UAV Airspace Monitoring
- UAV airspace monitoring is a multidisciplinary field that integrates diverse sensors, data fusion, and regulatory control to ensure safe operation in complex airspaces.
- It leverages modalities such as radar, RF, EO, and acoustic sensing, where fusion techniques like Kalman filtering improve detection accuracy and reduce false alarms.
- Advanced methods including ISAC, deep learning classification, and distributed Remote ID address challenges in collision avoidance, interference management, and scalability.
Unmanned Aerial Vehicle (UAV) airspace monitoring encompasses the sensing, identification, classification, localization, real-time tracking, and ultimately the regulatory management of UAVs operating in civilian, commercial, and restricted airspaces. This challenge is driven by the proliferation of low-cost UAVs and the concomitant safety, security, and spectrum-coexistence issues they introduce. State-of-the-art airspace monitoring leverages multi-modal sensor fusion, advanced RF/ISAC techniques, AI-based classification, distributed collision avoidance via Remote ID, and robust network and regulatory frameworks to support reliable surveillance, deconfliction, and enforcement in dense, dynamic, and interference-prone environments.
1. Sensing Modalities and Multi-Modal Fusion
UAV airspace monitoring exploits a diverse set of sensing modalities, each with specific operational characteristics, detection ranges, and vulnerability to environmental factors.

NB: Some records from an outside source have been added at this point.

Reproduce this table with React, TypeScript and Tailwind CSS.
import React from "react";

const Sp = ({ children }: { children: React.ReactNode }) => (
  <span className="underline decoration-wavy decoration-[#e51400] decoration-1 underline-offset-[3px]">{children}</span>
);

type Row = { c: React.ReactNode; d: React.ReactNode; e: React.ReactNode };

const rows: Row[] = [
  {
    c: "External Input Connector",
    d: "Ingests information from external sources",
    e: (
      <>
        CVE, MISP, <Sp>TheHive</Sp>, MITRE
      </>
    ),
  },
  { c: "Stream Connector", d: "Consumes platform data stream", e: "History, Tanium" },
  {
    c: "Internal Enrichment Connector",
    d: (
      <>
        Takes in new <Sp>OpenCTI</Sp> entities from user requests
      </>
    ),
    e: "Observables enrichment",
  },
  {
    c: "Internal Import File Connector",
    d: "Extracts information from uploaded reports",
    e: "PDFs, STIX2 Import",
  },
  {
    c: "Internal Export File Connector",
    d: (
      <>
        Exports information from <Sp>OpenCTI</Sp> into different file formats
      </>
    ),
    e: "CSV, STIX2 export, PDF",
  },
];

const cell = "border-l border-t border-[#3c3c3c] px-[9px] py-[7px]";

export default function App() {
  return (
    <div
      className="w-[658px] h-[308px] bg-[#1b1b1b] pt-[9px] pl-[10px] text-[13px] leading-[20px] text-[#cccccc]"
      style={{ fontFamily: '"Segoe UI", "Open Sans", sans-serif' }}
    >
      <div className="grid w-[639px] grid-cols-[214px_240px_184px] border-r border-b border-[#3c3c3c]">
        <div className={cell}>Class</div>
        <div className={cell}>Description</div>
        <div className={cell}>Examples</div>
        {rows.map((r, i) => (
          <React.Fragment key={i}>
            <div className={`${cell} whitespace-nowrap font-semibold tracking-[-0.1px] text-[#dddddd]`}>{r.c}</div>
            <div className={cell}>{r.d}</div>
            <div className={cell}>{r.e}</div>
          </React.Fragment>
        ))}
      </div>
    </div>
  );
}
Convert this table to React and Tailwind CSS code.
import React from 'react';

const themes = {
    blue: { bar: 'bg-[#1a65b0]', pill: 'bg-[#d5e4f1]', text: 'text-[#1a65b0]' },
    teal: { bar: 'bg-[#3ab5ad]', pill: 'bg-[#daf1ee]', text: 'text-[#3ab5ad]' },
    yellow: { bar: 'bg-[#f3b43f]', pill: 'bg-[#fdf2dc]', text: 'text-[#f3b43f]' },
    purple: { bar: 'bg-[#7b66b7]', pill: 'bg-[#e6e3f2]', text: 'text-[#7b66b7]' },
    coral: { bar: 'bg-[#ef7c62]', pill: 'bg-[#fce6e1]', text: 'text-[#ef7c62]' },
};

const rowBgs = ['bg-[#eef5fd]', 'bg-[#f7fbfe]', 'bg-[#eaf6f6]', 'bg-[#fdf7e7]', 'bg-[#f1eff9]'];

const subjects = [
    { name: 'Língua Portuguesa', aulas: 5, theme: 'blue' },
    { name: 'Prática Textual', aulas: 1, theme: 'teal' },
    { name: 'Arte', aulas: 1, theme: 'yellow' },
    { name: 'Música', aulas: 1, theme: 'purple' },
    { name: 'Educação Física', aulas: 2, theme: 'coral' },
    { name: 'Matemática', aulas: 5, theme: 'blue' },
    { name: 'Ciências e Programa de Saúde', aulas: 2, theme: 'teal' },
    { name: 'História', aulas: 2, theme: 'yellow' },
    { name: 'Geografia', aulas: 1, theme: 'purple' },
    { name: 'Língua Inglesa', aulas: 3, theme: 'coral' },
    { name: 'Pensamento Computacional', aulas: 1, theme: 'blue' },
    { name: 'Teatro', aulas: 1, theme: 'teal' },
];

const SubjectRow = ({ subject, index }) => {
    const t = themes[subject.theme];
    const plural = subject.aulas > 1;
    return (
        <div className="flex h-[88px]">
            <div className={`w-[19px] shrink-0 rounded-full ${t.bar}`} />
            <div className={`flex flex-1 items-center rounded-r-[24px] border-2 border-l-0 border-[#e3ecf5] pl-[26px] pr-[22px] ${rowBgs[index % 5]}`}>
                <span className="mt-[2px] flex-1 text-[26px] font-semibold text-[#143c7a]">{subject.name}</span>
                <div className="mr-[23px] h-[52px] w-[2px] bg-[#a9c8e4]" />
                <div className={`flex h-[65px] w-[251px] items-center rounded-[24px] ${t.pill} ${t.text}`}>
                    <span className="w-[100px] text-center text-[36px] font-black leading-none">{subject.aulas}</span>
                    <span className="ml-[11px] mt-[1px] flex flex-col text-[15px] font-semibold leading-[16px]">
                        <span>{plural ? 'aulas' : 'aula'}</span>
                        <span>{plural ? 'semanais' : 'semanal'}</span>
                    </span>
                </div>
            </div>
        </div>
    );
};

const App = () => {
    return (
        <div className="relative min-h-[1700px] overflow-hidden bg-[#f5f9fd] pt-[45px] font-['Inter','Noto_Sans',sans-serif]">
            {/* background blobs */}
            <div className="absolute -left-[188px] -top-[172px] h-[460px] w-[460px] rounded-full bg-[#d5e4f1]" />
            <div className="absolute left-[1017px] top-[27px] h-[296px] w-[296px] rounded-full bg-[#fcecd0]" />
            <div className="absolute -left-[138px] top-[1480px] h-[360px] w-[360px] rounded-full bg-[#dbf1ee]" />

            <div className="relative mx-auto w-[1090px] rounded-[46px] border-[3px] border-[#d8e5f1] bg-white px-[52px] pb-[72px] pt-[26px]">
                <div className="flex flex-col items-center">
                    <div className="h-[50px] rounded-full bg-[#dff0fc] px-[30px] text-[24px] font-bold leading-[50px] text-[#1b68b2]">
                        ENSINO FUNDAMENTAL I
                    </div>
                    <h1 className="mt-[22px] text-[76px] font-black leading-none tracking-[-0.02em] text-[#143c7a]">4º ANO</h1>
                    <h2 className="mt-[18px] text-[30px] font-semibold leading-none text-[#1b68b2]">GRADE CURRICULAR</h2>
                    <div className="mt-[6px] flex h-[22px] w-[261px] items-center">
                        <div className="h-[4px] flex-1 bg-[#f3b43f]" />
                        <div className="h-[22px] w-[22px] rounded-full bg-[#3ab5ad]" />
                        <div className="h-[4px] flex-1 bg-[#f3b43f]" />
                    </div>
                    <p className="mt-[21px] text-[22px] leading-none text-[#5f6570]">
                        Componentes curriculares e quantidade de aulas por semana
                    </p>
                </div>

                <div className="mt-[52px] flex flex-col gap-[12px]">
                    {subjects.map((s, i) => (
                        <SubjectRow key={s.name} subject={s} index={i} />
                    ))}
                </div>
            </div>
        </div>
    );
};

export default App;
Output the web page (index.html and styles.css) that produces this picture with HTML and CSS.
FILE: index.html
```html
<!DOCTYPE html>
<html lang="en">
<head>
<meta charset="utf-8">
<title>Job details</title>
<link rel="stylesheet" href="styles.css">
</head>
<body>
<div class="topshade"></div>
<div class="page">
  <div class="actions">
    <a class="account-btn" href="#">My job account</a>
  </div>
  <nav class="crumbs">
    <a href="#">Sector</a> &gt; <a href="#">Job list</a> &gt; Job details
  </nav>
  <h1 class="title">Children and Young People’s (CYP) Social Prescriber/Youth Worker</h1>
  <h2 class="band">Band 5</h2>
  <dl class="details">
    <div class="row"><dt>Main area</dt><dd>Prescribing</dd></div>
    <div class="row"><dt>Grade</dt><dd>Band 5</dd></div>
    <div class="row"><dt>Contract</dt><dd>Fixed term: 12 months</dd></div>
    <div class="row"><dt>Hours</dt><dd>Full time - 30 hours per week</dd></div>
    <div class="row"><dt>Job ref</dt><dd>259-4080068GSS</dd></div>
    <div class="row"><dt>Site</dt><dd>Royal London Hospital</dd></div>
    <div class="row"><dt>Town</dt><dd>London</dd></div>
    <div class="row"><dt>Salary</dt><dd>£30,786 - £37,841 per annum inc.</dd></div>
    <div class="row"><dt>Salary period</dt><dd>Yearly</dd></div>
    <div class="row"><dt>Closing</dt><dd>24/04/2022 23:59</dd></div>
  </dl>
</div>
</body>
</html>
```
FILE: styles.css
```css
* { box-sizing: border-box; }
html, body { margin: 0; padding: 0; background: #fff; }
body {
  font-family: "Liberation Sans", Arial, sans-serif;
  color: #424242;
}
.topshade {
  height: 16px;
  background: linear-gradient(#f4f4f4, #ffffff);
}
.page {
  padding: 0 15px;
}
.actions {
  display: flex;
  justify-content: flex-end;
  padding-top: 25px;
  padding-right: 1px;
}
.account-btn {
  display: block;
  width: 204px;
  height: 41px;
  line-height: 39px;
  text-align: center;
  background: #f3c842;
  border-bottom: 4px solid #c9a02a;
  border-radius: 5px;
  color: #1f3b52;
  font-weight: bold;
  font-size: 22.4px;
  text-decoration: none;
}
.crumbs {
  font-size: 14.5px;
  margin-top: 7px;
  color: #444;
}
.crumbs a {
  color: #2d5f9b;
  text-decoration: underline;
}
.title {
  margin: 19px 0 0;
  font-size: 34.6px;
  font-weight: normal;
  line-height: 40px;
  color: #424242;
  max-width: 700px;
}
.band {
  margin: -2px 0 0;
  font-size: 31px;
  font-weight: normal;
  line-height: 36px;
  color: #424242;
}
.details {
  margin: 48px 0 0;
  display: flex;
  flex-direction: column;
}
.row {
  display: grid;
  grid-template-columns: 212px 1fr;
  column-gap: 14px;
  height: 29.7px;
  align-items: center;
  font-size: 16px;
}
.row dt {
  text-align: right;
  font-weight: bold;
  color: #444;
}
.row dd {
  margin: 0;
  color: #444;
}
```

Radar-based sensing (FMCW, pulse-Doppler, PESA/AESA, MIMO) offers long-range, all-weather operation, and enables fine discrimination of small UAVs using micro-Doppler signatures (down to 95% classification accuracy for rotor-based micro-Doppler, range resolutions ΔR ≈ 0.15–10 m) (Famili et al., 2021, Khawaja et al., 2024). However, mmWave radar performance deteriorates for low-RCS platforms and requires careful placement (500 m–1 km intervals) and spectral coordination.
Acoustic arrays can detect propeller/motor noise within ~500 m, with 80–90% classification accuracy under low ambient noise, but are severely limited in urban or windy environs (Famili et al., 2021).
RF ground-link sensing relies on SDRs monitoring known UAV C2 frequencies (433 MHz, 2.4/5.8 GHz). Passive RF identification and TDOA triangulation can achieve up to 98% classification accuracy for commercial platforms in rural zones; performance degrades significantly in congested RF environments or in autonomous UAV operation without a ground-link (Famili et al., 2021, Lofù et al., 2022, Bhattacherjee et al., 2021, Dickerson et al., 16 Dec 2025, Sun et al., 2024).
Optical/vision systems (EO, IR, LiDAR) supply high-fidelity model and payload discrimination for targets in clear line-of-sight (<200 m for 2–5 MP cameras, <1 km for LiDAR). Detection and classification accuracy exceeds 95% in ideal conditions; performance drops below 70% in low-visibility or adverse weather. LiDAR and EO classification is generally reserved as a confirmation/cue stage (Famili et al., 2021).
Sensor fusion: Multi-modal Bayesian or Kalman/Extended Kalman Filter (EKF) architectures aggregate independent sensory cues to improve detection range (e.g., radar+acoustic+optical fusion reduces P_fa by ≈50%, improves classification accuracy to >97%, and reduces tracking RMSE to ~0.5 m) (Famili et al., 2021, Roy et al., 3 Jul 2025, Dickerson et al., 16 Dec 2025, Tao et al., 27 Oct 2025).
2. RF- and ISAC-Enabled Detection and Tracking
Communication infrastructure plays a dual role as both a communication and sensing platform, employing Joint Communications and Sensing (JC&S) or Integrated Sensing and Communications (ISAC) paradigms.
- Passive and active radar using comms signals: LTE/5G downlink or mmWave base stations act as illuminators of opportunity. Passive bistatic sensors exploit TDOA, AOA, Doppler, and MIMO digital beamforming to achieve meter-level accuracy in urban canyons or NLOS regions (Dickerson et al., 16 Dec 2025, Khawaja et al., 2024, Sun et al., 2024).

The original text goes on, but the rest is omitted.